• EXERCISE: Exclude the pictures and return every line exactly as written.

• DATA FOR THIS EXERCISE:
::::::::

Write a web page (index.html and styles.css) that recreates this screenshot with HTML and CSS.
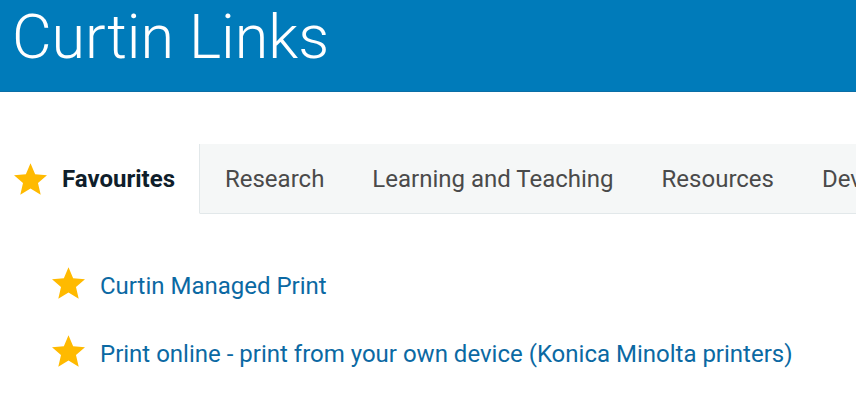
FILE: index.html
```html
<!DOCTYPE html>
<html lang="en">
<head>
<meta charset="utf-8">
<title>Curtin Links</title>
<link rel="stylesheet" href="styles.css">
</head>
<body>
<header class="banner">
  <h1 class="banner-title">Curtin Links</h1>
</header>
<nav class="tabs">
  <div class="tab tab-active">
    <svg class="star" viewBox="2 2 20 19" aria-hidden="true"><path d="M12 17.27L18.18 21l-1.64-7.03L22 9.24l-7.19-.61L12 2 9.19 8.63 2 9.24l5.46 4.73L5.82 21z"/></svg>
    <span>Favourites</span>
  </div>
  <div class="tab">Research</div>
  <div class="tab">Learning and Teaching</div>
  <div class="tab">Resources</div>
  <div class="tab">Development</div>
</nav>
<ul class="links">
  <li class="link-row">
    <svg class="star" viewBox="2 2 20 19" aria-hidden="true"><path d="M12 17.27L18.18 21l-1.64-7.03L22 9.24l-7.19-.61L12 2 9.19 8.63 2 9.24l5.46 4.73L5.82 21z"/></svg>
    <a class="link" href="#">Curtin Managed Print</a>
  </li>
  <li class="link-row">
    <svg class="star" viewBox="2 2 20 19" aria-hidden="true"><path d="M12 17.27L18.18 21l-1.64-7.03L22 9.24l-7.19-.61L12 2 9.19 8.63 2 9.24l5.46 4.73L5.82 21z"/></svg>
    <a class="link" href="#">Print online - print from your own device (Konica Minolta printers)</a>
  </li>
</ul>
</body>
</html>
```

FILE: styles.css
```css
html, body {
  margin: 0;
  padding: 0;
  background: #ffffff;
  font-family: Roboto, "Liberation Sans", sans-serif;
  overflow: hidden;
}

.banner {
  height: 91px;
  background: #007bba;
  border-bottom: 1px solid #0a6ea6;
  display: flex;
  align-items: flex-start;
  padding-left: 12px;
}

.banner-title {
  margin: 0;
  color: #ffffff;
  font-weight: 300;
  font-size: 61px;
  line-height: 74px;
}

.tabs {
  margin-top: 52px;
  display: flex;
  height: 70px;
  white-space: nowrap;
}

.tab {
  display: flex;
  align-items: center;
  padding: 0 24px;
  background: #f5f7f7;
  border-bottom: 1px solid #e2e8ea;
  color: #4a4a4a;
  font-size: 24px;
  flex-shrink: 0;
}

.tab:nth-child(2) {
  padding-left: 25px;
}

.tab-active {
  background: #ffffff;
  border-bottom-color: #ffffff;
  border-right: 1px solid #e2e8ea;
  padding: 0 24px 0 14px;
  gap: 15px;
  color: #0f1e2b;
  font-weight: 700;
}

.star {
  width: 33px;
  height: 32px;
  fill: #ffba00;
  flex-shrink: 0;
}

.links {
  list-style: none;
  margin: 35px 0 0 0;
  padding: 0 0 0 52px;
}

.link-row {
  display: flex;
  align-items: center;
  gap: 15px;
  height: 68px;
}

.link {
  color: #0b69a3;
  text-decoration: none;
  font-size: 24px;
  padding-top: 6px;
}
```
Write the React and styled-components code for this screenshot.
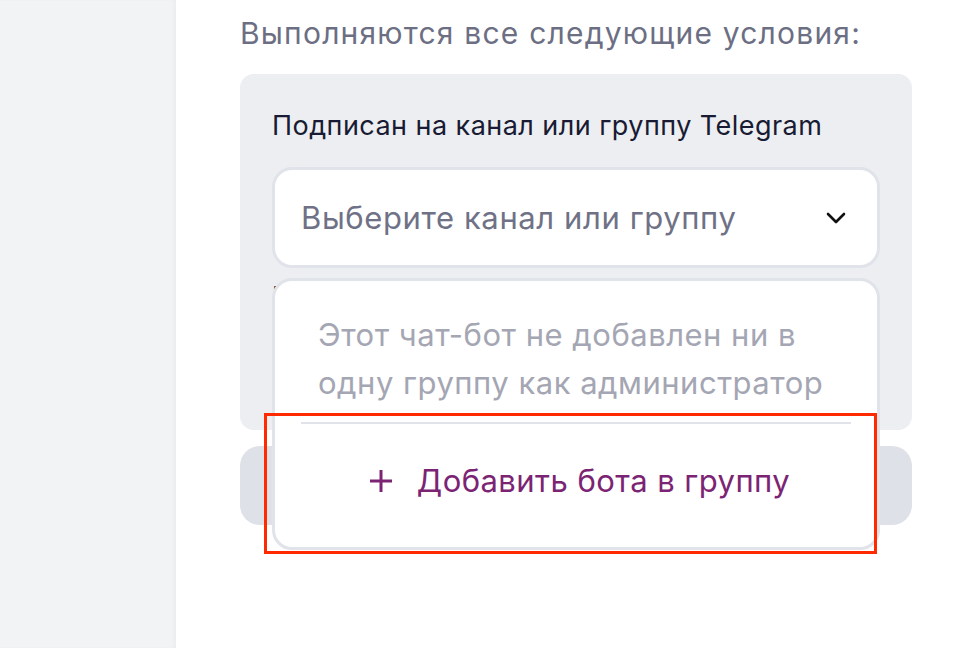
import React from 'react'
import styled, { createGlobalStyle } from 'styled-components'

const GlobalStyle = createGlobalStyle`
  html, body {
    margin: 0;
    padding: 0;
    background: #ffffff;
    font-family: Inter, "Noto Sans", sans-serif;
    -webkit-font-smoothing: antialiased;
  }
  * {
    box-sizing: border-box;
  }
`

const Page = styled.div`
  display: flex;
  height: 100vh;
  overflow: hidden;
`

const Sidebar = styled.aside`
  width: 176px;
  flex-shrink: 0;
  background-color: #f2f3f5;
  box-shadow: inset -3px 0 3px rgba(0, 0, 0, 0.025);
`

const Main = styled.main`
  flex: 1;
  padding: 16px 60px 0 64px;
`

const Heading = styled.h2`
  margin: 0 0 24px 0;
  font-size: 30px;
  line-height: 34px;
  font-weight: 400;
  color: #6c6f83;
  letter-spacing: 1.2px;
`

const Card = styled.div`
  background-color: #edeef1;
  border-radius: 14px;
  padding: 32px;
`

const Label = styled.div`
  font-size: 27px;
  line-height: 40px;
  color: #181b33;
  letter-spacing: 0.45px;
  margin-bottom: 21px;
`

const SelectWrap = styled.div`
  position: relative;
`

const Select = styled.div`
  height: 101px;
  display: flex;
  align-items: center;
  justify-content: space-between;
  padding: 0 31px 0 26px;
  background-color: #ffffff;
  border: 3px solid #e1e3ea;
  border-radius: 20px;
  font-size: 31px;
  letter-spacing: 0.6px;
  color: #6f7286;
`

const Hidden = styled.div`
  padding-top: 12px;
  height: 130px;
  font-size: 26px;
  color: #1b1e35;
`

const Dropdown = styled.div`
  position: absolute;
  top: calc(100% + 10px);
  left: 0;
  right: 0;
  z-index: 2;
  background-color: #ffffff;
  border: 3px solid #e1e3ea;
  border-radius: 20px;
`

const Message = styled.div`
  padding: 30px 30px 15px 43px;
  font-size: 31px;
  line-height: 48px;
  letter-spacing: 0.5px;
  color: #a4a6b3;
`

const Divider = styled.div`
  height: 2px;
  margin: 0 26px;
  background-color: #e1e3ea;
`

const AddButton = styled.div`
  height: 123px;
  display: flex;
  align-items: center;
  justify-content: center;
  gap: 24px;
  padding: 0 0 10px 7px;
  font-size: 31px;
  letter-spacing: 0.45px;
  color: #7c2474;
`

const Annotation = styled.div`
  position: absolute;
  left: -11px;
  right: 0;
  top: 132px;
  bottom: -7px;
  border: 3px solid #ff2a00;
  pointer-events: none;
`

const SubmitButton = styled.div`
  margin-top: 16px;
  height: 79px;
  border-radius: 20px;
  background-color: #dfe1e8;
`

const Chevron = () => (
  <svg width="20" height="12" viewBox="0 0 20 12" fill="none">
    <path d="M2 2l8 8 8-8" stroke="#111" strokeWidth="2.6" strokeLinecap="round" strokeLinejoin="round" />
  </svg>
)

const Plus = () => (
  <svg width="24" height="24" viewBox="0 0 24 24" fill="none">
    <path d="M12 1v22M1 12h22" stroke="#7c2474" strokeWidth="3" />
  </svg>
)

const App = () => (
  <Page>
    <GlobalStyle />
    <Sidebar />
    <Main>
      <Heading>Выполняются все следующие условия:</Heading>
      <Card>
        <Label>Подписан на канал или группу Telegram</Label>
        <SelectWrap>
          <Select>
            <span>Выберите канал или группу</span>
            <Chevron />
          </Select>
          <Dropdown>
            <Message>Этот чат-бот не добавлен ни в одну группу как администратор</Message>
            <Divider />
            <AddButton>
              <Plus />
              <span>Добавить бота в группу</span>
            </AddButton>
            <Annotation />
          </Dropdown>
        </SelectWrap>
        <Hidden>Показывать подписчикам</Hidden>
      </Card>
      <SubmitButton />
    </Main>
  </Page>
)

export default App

::::::::

• EXERCISE RESPONSE:
Write a web page (index.html and styles.css) that recreates this screenshot with HTML and CSS.
FILE: index.html
```html
<!DOCTYPE html>
<html lang="en">
<head>
<meta charset="utf-8">
<title>Curtin Links</title>
<link rel="stylesheet" href="styles.css">
</head>
<body>
<header class="banner">
  <h1 class="banner-title">Curtin Links</h1>
</header>
<nav class="tabs">
  <div class="tab tab-active">
    <svg class="star" viewBox="2 2 20 19" aria-hidden="true"><path d="M12 17.27L18.18 21l-1.64-7.03L22 9.24l-7.19-.61L12 2 9.19 8.63 2 9.24l5.46 4.73L5.82 21z"/></svg>
    <span>Favourites</span>
  </div>
  <div class="tab">Research</div>
  <div class="tab">Learning and Teaching</div>
  <div class="tab">Resources</div>
  <div class="tab">Development</div>
</nav>
<ul class="links">
  <li class="link-row">
    <svg class="star" viewBox="2 2 20 19" aria-hidden="true"><path d="M12 17.27L18.18 21l-1.64-7.03L22 9.24l-7.19-.61L12 2 9.19 8.63 2 9.24l5.46 4.73L5.82 21z"/></svg>
    <a class="link" href="#">Curtin Managed Print</a>
  </li>
  <li class="link-row">
    <svg class="star" viewBox="2 2 20 19" aria-hidden="true"><path d="M12 17.27L18.18 21l-1.64-7.03L22 9.24l-7.19-.61L12 2 9.19 8.63 2 9.24l5.46 4.73L5.82 21z"/></svg>
    <a class="link" href="#">Print online - print from your own device (Konica Minolta printers)</a>
  </li>
</ul>
</body>
</html>
```

FILE: styles.css
```css
html, body {
  margin: 0;
  padding: 0;
  background: #ffffff;
  font-family: Roboto, "Liberation Sans", sans-serif;
  overflow: hidden;
}

.banner {
  height: 91px;
  background: #007bba;
  border-bottom: 1px solid #0a6ea6;
  display: flex;
  align-items: flex-start;
  padding-left: 12px;
}

.banner-title {
  margin: 0;
  color: #ffffff;
  font-weight: 300;
  font-size: 61px;
  line-height: 74px;
}

.tabs {
  margin-top: 52px;
  display: flex;
  height: 70px;
  white-space: nowrap;
}

.tab {
  display: flex;
  align-items: center;
  padding: 0 24px;
  background: #f5f7f7;
  border-bottom: 1px solid #e2e8ea;
  color: #4a4a4a;
  font-size: 24px;
  flex-shrink: 0;
}

.tab:nth-child(2) {
  padding-left: 25px;
}

.tab-active {
  background: #ffffff;
  border-bottom-color: #ffffff;
  border-right: 1px solid #e2e8ea;
  padding: 0 24px 0 14px;
  gap: 15px;
  color: #0f1e2b;
  font-weight: 700;
}

.star {
  width: 33px;
  height: 32px;
  fill: #ffba00;
  flex-shrink: 0;
}

.links {
  list-style: none;
  margin: 35px 0 0 0;
  padding: 0 0 0 52px;
}

.link-row {
  display: flex;
  align-items: center;
  gap: 15px;
  height: 68px;
}

.link {
  color: #0b69a3;
  text-decoration: none;
  font-size: 24px;
  padding-top: 6px;
}
```
Write the React and styled-components code for this screenshot.
import React from 'react'
import styled, { createGlobalStyle } from 'styled-components'

const GlobalStyle = createGlobalStyle`
  html, body {
    margin: 0;
    padding: 0;
    background: #ffffff;
    font-family: Inter, "Noto Sans", sans-serif;
    -webkit-font-smoothing: antialiased;
  }
  * {
    box-sizing: border-box;
  }
`

const Page = styled.div`
  display: flex;
  height: 100vh;
  overflow: hidden;
`

const Sidebar = styled.aside`
  width: 176px;
  flex-shrink: 0;
  background-color: #f2f3f5;
  box-shadow: inset -3px 0 3px rgba(0, 0, 0, 0.025);
`

const Main = styled.main`
  flex: 1;
  padding: 16px 60px 0 64px;
`

const Heading = styled.h2`
  margin: 0 0 24px 0;
  font-size: 30px;
  line-height: 34px;
  font-weight: 400;
  color: #6c6f83;
  letter-spacing: 1.2px;
`

const Card = styled.div`
  background-color: #edeef1;
  border-radius: 14px;
  padding: 32px;
`

const Label = styled.div`
  font-size: 27px;
  line-height: 40px;
  color: #181b33;
  letter-spacing: 0.45px;
  margin-bottom: 21px;
`

const SelectWrap = styled.div`
  position: relative;
`

const Select = styled.div`
  height: 101px;
  display: flex;
  align-items: center;
  justify-content: space-between;
  padding: 0 31px 0 26px;
  background-color: #ffffff;
  border: 3px solid #e1e3ea;
  border-radius: 20px;
  font-size: 31px;
  letter-spacing: 0.6px;
  color: #6f7286;
`

const Hidden = styled.div`
  padding-top: 12px;
  height: 130px;
  font-size: 26px;
  color: #1b1e35;
`

const Dropdown = styled.div`
  position: absolute;
  top: calc(100% + 10px);
  left: 0;
  right: 0;
  z-index: 2;
  background-color: #ffffff;
  border: 3px solid #e1e3ea;
  border-radius: 20px;
`

const Message = styled.div`
  padding: 30px 30px 15px 43px;
  font-size: 31px;
  line-height: 48px;
  letter-spacing: 0.5px;
  color: #a4a6b3;
`

const Divider = styled.div`
  height: 2px;
  margin: 0 26px;
  background-color: #e1e3ea;
`

const AddButton = styled.div`
  height: 123px;
  display: flex;
  align-items: center;
  justify-content: center;
  gap: 24px;
  padding: 0 0 10px 7px;
  font-size: 31px;
  letter-spacing: 0.45px;
  color: #7c2474;
`

const Annotation = styled.div`
  position: absolute;
  left: -11px;
  right: 0;
  top: 132px;
  bottom: -7px;
  border: 3px solid #ff2a00;
  pointer-events: none;
`

const SubmitButton = styled.div`
  margin-top: 16px;
  height: 79px;
  border-radius: 20px;
  background-color: #dfe1e8;
`

const Chevron = () => (
  <svg width="20" height="12" viewBox="0 0 20 12" fill="none">
    <path d="M2 2l8 8 8-8" stroke="#111" strokeWidth="2.6" strokeLinecap="round" strokeLinejoin="round" />
  </svg>
)

const Plus = () => (
  <svg width="24" height="24" viewBox="0 0 24 24" fill="none">
    <path d="M12 1v22M1 12h22" stroke="#7c2474" strokeWidth="3" />
  </svg>
)

const App = () => (
  <Page>
    <GlobalStyle />
    <Sidebar />
    <Main>
      <Heading>Выполняются все следующие условия:</Heading>
      <Card>
        <Label>Подписан на канал или группу Telegram</Label>
        <SelectWrap>
          <Select>
            <span>Выберите канал или группу</span>
            <Chevron />
          </Select>
          <Dropdown>
            <Message>Этот чат-бот не добавлен ни в одну группу как администратор</Message>
            <Divider />
            <AddButton>
              <Plus />
              <span>Добавить бота в группу</span>
            </AddButton>
            <Annotation />
          </Dropdown>
        </SelectWrap>
        <Hidden>Показывать подписчикам</Hidden>
      </Card>
      <SubmitButton />
    </Main>
  </Page>
)

export default App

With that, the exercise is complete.